And as the anxiety around artificial intelligence reaches a fever pitch in our time, including some urgent norm development through the UN, we would do well on this day to consider the degree to which we have dehumanized so much of our labor force aside from the wealthy decisionmakers who have, creatively or nefariously, pushed their way to the top. We are currently in the midst of an avalanche of technological advance, much of it unrequested at community level and most all of it to the benefit of a few. It is disconcerting to me, rightly or otherwise, that we are on the verge of magnifying the impact of non-human intelligence as our own capacity for sound and attentive judgment continues to wane, as more and more of us, as noted recently by Jared Holt, choose to “glue our eyelids shut.” Equally disconcerting to me is that we threaten livelihoods with technology with only scant effort to accommodate the “terror” of livelihood loss, the consequences from which cannot be alleviated through money alone.

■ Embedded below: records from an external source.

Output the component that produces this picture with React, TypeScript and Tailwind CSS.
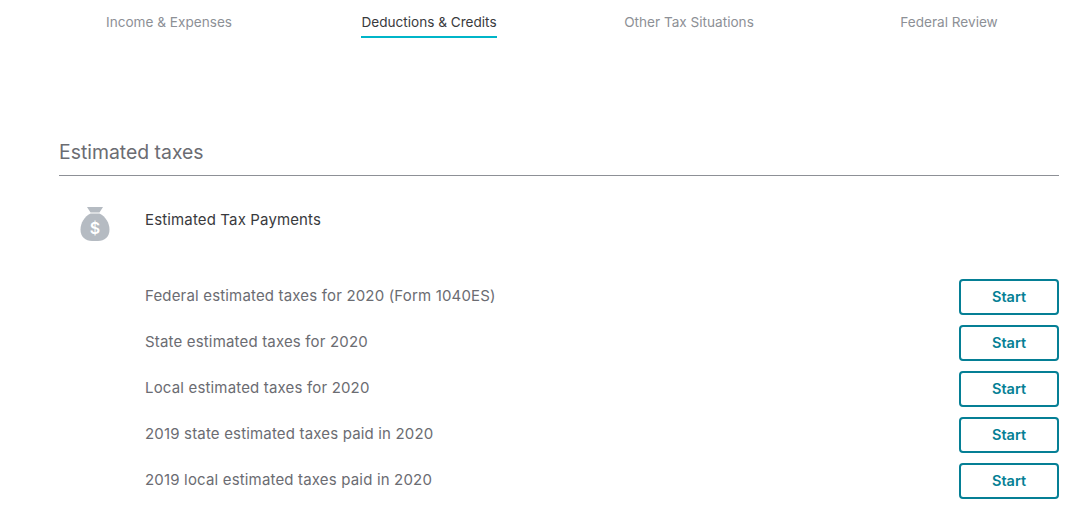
import React from 'react'

const tabs = [
  { label: 'Income & Expenses', active: false },
  { label: 'Deductions & Credits', active: true },
  { label: 'Other Tax Situations', active: false },
  { label: 'Federal Review', active: false },
]

const rows = [
  'Federal estimated taxes for 2020 (Form 1040ES)',
  'State estimated taxes for 2020',
  'Local estimated taxes for 2020',
  '2019 state estimated taxes paid in 2020',
  '2019 local estimated taxes paid in 2020',
]

function MoneyBag() {
  return (
    <svg width="30" height="36" viewBox="0 0 30 36" aria-hidden="true">
      <path d="M7 1h16l-3.5 5.5h-9z" fill="#b5bbc2" />
      <path
        d="M10.5 7.5h9C25.5 10.5 29.5 17 29.5 23.5 29.5 31 24.5 35 18 35h-6C5.5 35 .5 31 .5 23.5 .5 17 4.5 10.5 10.5 7.5z"
        fill="#b5bbc2"
      />
      <text
        x="15"
        y="27.5"
        textAnchor="middle"
        fontSize="16"
        fontWeight="600"
        fill="#ffffff"
        fontFamily="Inter, sans-serif"
      >
        $
      </text>
    </svg>
  )
}

export default function App() {
  return (
    <div className="h-[515px] w-[1091px] overflow-hidden bg-white font-['Inter',sans-serif]">
      <nav className="ml-[39px] grid w-[1040px] grid-cols-4 pt-[12px]">
        {tabs.map((tab) => (
          <div key={tab.label} className="flex justify-center">
            <div
              className={`h-[26px] border-b-2 text-[13.6px] leading-[20px] ${
                tab.active ? 'border-[#00b5c8] text-[#393a3d]' : 'border-transparent text-[#8d9096]'
              }`}
            >
              {tab.label}
            </div>
          </div>
        ))}
      </nav>

      <section className="ml-[59px] mt-[101px] w-[1000px]">
        <h2 className="border-b border-[#8d9096] pb-[10px] text-[19.4px] leading-[26px] text-[#6b6c72]">
          Estimated taxes
        </h2>

        <div className="mt-[34px] flex">
          <div className="ml-[21px] -mt-[4px] w-[65px]">
            <MoneyBag />
          </div>
          <div className="text-[15px] leading-[20px] tracking-[0.14px] text-[#393a3d]">
            Estimated Tax Payments
          </div>
        </div>

        <div className="mt-[37px] flex flex-col gap-[10px] pl-[86px]">
          {rows.map((row) => (
            <div key={row} className="flex h-[36px] items-center justify-between">
              <span className="-mt-[2px] text-[15px] leading-[20px] tracking-[0.17px] text-[#6b6c72]">
                {row}
              </span>
              <button className="h-[36px] w-[100px] rounded-[4px] border-2 border-[#057f95] text-[14.5px] font-semibold text-[#057f95]">
                Start
              </button>
            </div>
          ))}
        </div>
      </section>
    </div>
  )
}
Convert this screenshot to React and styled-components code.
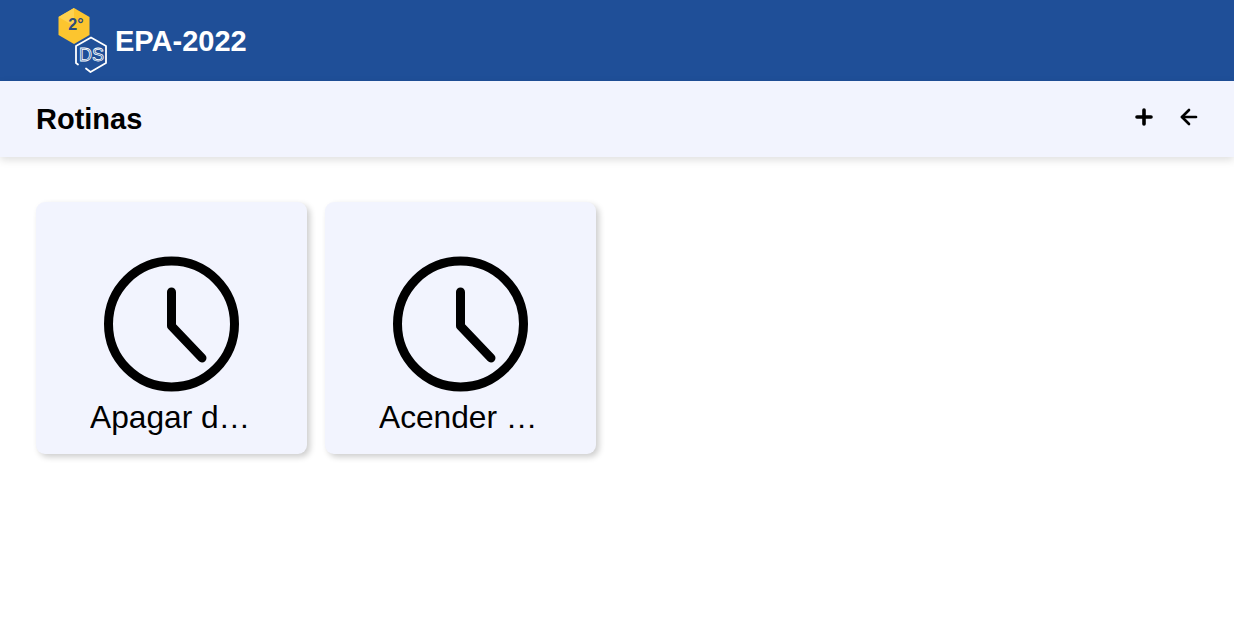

Of my many oft-quotations of Wendell Berry, the one I utilize most often is that we have become cultures full of people “who would rather own a neighbor’s farm than have a neighbor.” This fools errand lies at the heart of why we need to take this day more seriously, why the reconciliation of our peoples which is more and more up for grabs requires us to better validate both the labor and the laborer. This day and every day, we can and must do more to ensure that our still-serially disrespected workers have options for decency and dignity that they, like the rest of us, need in order to feel “useful and worthy,” including options of greater honor accorded to the work they do that the rest of us, at least in this time, simply cannot do without.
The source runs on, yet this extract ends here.